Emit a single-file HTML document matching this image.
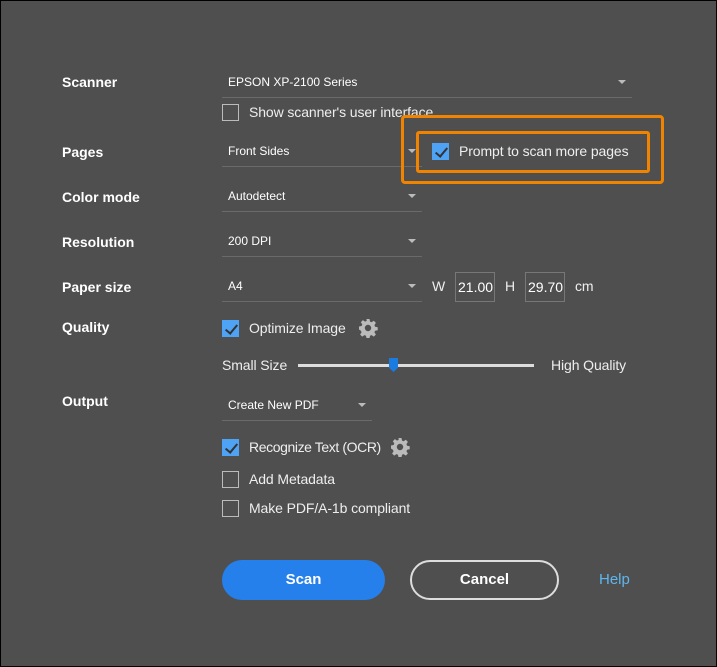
<!DOCTYPE html>
<html><head><style>
*{margin:0;padding:0;box-sizing:border-box}
body{width:717px;height:667px;background:#4f4f4f;position:relative;overflow:hidden;font-family:"Segoe UI","Liberation Sans",sans-serif;color:#fff}
.frame{position:absolute;left:0;top:0;width:717px;height:667px;border:1px solid #000}
.a{position:absolute;white-space:nowrap}
.lbl{font-size:14px;font-weight:bold;left:62px}
.dd{position:absolute;border-bottom:1px solid #6a6a6a;height:26px;font-size:12px;padding-left:6px;line-height:20px}
.dd:after{content:"";position:absolute;right:6px;top:8px;border-left:4px solid transparent;border-right:4px solid transparent;border-top:4px solid #bbb}
.cb{position:absolute;width:17px;height:17px;border:1px solid #bbb}
.cb.on{background:#4ea3f5;border-color:#4ea3f5}
.cb.on:after{content:"";position:absolute;left:5px;top:1px;width:5px;height:10px;border-right:2.5px solid #333;border-bottom:2.5px solid #333;transform:rotate(40deg)}
.t{font-size:14px;color:#eee;letter-spacing:-0.1px}
.box{position:absolute;border:1px solid #777;height:30px;top:272px;font-size:14px;line-height:28px;padding-left:2px}
svg.g{position:absolute;width:20px;height:20px}
</style></head><body>
<div class="frame"></div>
<div class="a lbl" style="top:74px">Scanner</div>
<div class="a lbl" style="top:144px">Pages</div>
<div class="a lbl" style="top:189px">Color mode</div>
<div class="a lbl" style="top:234px">Resolution</div>
<div class="a lbl" style="top:279px">Paper size</div>
<div class="a lbl" style="top:319px">Quality</div>
<div class="a lbl" style="top:393px">Output</div>

<div class="dd" style="left:222px;top:72px;width:410px">EPSON XP-2100 Series</div>
<div class="cb" style="left:222px;top:104px"></div>
<div class="a t" style="left:249px;top:104px">Show scanner's user interface</div>
<div class="dd" style="left:222px;top:141px;width:200px">Front Sides</div>
<div class="a" style="left:401px;top:115px;width:263px;height:69px;border:3px solid #f08400;border-radius:4px"></div>
<div class="a" style="left:416px;top:131px;width:234px;height:42px;border:3px solid #f08400;border-radius:3px"></div>
<div class="cb on" style="left:432px;top:143px"></div>
<div class="a t" style="left:459px;top:143px">Prompt to scan more pages</div>
<div class="dd" style="left:222px;top:186px;width:200px">Autodetect</div>
<div class="dd" style="left:222px;top:231px;width:200px">200 DPI</div>
<div class="dd" style="left:222px;top:276px;width:200px">A4</div>
<div class="a t" style="left:432px;top:278px">W</div>
<div class="box" style="left:455px;width:40px">21.00</div>
<div class="a t" style="left:505px;top:278px">H</div>
<div class="box" style="left:525px;width:40px">29.70</div>
<div class="a t" style="left:575px;top:278px">cm</div>
<div class="cb on" style="left:222px;top:320px"></div>
<div class="a t" style="left:249px;top:320px">Optimize Image</div>
<svg class="g" style="left:358px;top:318px" viewBox="0 0 20 20"><path fill="#bbb" d="M8.5 1h3l.5 2.6 1.6.7 2.2-1.5 2.1 2.1-1.5 2.2.7 1.6 2.6.5v3l-2.6.5-.7 1.6 1.5 2.2-2.1 2.1-2.2-1.5-1.6.7-.5 2.6h-3l-.5-2.6-1.6-.7-2.2 1.5-2.1-2.1 1.5-2.2-.7-1.6L1 11.5v-3l2.6-.5.7-1.6-1.5-2.2 2.1-2.1 2.2 1.5 1.6-.7zM10 6.8a3.2 3.2 0 1 0 0 6.4 3.2 3.2 0 1 0 0-6.4z"/></svg>
<div class="a t" style="left:222px;top:357px">Small Size</div>
<div class="a" style="left:298px;top:364px;width:236px;height:3px;background:#ddd"></div>
<div class="a" style="left:389px;top:358px;width:9px;height:14px;background:#1a7be0;clip-path:polygon(0 0,100% 0,100% 70%,50% 100%,0 70%)"></div>
<div class="a t" style="left:551px;top:357px">High Quality</div>
<div class="dd" style="left:222px;top:395px;width:150px">Create New PDF</div>
<div class="cb on" style="left:222px;top:439px"></div>
<div class="a t" style="left:249px;top:439px;letter-spacing:-0.4px">Recognize Text (OCR)</div>
<svg class="g" style="left:390px;top:437px" viewBox="0 0 20 20"><path fill="#bbb" d="M8.5 1h3l.5 2.6 1.6.7 2.2-1.5 2.1 2.1-1.5 2.2.7 1.6 2.6.5v3l-2.6.5-.7 1.6 1.5 2.2-2.1 2.1-2.2-1.5-1.6.7-.5 2.6h-3l-.5-2.6-1.6-.7-2.2 1.5-2.1-2.1 1.5-2.2-.7-1.6L1 11.5v-3l2.6-.5.7-1.6-1.5-2.2 2.1-2.1 2.2 1.5 1.6-.7zM10 6.8a3.2 3.2 0 1 0 0 6.4 3.2 3.2 0 1 0 0-6.4z"/></svg>
<div class="cb" style="left:222px;top:471px"></div>
<div class="a t" style="left:249px;top:471px">Add Metadata</div>
<div class="cb" style="left:222px;top:500px"></div>
<div class="a t" style="left:249px;top:500px">Make PDF/A-1b compliant</div>
<div class="a" style="left:222px;top:560px;width:163px;height:40px;border-radius:20px;background:#2680eb;text-align:center;line-height:40px;font-size:15px;font-weight:bold">Scan</div>
<div class="a" style="left:410px;top:560px;width:149px;height:40px;border-radius:20px;border:2px solid #ddd;text-align:center;line-height:36px;font-size:15px;font-weight:bold">Cancel</div>
<div class="a" style="left:599px;top:571px;font-size:15px;color:#5fb6ee">Help</div>
</body></html>
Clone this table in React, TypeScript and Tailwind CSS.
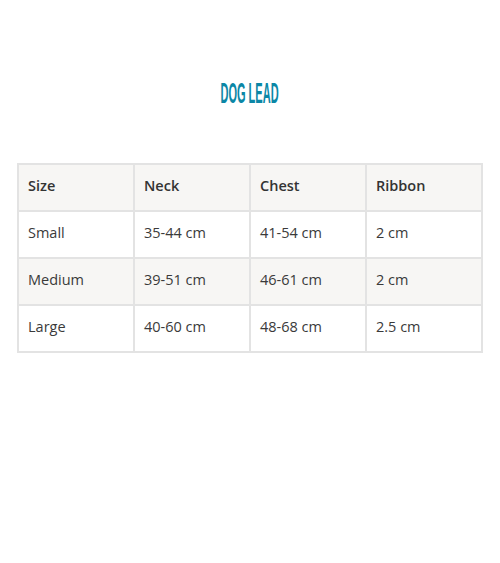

§

| WORK TO COMPLETE |
Write out all the entries word for word, but skip any images.

| WRITTEN RESPONSE |
Emit a single-file HTML document matching this image.
<!DOCTYPE html>
<html><head><style>
*{margin:0;padding:0;box-sizing:border-box}
body{width:717px;height:667px;background:#4f4f4f;position:relative;overflow:hidden;font-family:"Segoe UI","Liberation Sans",sans-serif;color:#fff}
.frame{position:absolute;left:0;top:0;width:717px;height:667px;border:1px solid #000}
.a{position:absolute;white-space:nowrap}
.lbl{font-size:14px;font-weight:bold;left:62px}
.dd{position:absolute;border-bottom:1px solid #6a6a6a;height:26px;font-size:12px;padding-left:6px;line-height:20px}
.dd:after{content:"";position:absolute;right:6px;top:8px;border-left:4px solid transparent;border-right:4px solid transparent;border-top:4px solid #bbb}
.cb{position:absolute;width:17px;height:17px;border:1px solid #bbb}
.cb.on{background:#4ea3f5;border-color:#4ea3f5}
.cb.on:after{content:"";position:absolute;left:5px;top:1px;width:5px;height:10px;border-right:2.5px solid #333;border-bottom:2.5px solid #333;transform:rotate(40deg)}
.t{font-size:14px;color:#eee;letter-spacing:-0.1px}
.box{position:absolute;border:1px solid #777;height:30px;top:272px;font-size:14px;line-height:28px;padding-left:2px}
svg.g{position:absolute;width:20px;height:20px}
</style></head><body>
<div class="frame"></div>
<div class="a lbl" style="top:74px">Scanner</div>
<div class="a lbl" style="top:144px">Pages</div>
<div class="a lbl" style="top:189px">Color mode</div>
<div class="a lbl" style="top:234px">Resolution</div>
<div class="a lbl" style="top:279px">Paper size</div>
<div class="a lbl" style="top:319px">Quality</div>
<div class="a lbl" style="top:393px">Output</div>

<div class="dd" style="left:222px;top:72px;width:410px">EPSON XP-2100 Series</div>
<div class="cb" style="left:222px;top:104px"></div>
<div class="a t" style="left:249px;top:104px">Show scanner's user interface</div>
<div class="dd" style="left:222px;top:141px;width:200px">Front Sides</div>
<div class="a" style="left:401px;top:115px;width:263px;height:69px;border:3px solid #f08400;border-radius:4px"></div>
<div class="a" style="left:416px;top:131px;width:234px;height:42px;border:3px solid #f08400;border-radius:3px"></div>
<div class="cb on" style="left:432px;top:143px"></div>
<div class="a t" style="left:459px;top:143px">Prompt to scan more pages</div>
<div class="dd" style="left:222px;top:186px;width:200px">Autodetect</div>
<div class="dd" style="left:222px;top:231px;width:200px">200 DPI</div>
<div class="dd" style="left:222px;top:276px;width:200px">A4</div>
<div class="a t" style="left:432px;top:278px">W</div>
<div class="box" style="left:455px;width:40px">21.00</div>
<div class="a t" style="left:505px;top:278px">H</div>
<div class="box" style="left:525px;width:40px">29.70</div>
<div class="a t" style="left:575px;top:278px">cm</div>
<div class="cb on" style="left:222px;top:320px"></div>
<div class="a t" style="left:249px;top:320px">Optimize Image</div>
<svg class="g" style="left:358px;top:318px" viewBox="0 0 20 20"><path fill="#bbb" d="M8.5 1h3l.5 2.6 1.6.7 2.2-1.5 2.1 2.1-1.5 2.2.7 1.6 2.6.5v3l-2.6.5-.7 1.6 1.5 2.2-2.1 2.1-2.2-1.5-1.6.7-.5 2.6h-3l-.5-2.6-1.6-.7-2.2 1.5-2.1-2.1 1.5-2.2-.7-1.6L1 11.5v-3l2.6-.5.7-1.6-1.5-2.2 2.1-2.1 2.2 1.5 1.6-.7zM10 6.8a3.2 3.2 0 1 0 0 6.4 3.2 3.2 0 1 0 0-6.4z"/></svg>
<div class="a t" style="left:222px;top:357px">Small Size</div>
<div class="a" style="left:298px;top:364px;width:236px;height:3px;background:#ddd"></div>
<div class="a" style="left:389px;top:358px;width:9px;height:14px;background:#1a7be0;clip-path:polygon(0 0,100% 0,100% 70%,50% 100%,0 70%)"></div>
<div class="a t" style="left:551px;top:357px">High Quality</div>
<div class="dd" style="left:222px;top:395px;width:150px">Create New PDF</div>
<div class="cb on" style="left:222px;top:439px"></div>
<div class="a t" style="left:249px;top:439px;letter-spacing:-0.4px">Recognize Text (OCR)</div>
<svg class="g" style="left:390px;top:437px" viewBox="0 0 20 20"><path fill="#bbb" d="M8.5 1h3l.5 2.6 1.6.7 2.2-1.5 2.1 2.1-1.5 2.2.7 1.6 2.6.5v3l-2.6.5-.7 1.6 1.5 2.2-2.1 2.1-2.2-1.5-1.6.7-.5 2.6h-3l-.5-2.6-1.6-.7-2.2 1.5-2.1-2.1 1.5-2.2-.7-1.6L1 11.5v-3l2.6-.5.7-1.6-1.5-2.2 2.1-2.1 2.2 1.5 1.6-.7zM10 6.8a3.2 3.2 0 1 0 0 6.4 3.2 3.2 0 1 0 0-6.4z"/></svg>
<div class="cb" style="left:222px;top:471px"></div>
<div class="a t" style="left:249px;top:471px">Add Metadata</div>
<div class="cb" style="left:222px;top:500px"></div>
<div class="a t" style="left:249px;top:500px">Make PDF/A-1b compliant</div>
<div class="a" style="left:222px;top:560px;width:163px;height:40px;border-radius:20px;background:#2680eb;text-align:center;line-height:40px;font-size:15px;font-weight:bold">Scan</div>
<div class="a" style="left:410px;top:560px;width:149px;height:40px;border-radius:20px;border:2px solid #ddd;text-align:center;line-height:36px;font-size:15px;font-weight:bold">Cancel</div>
<div class="a" style="left:599px;top:571px;font-size:15px;color:#5fb6ee">Help</div>
</body></html>
Clone this table in React, TypeScript and Tailwind CSS.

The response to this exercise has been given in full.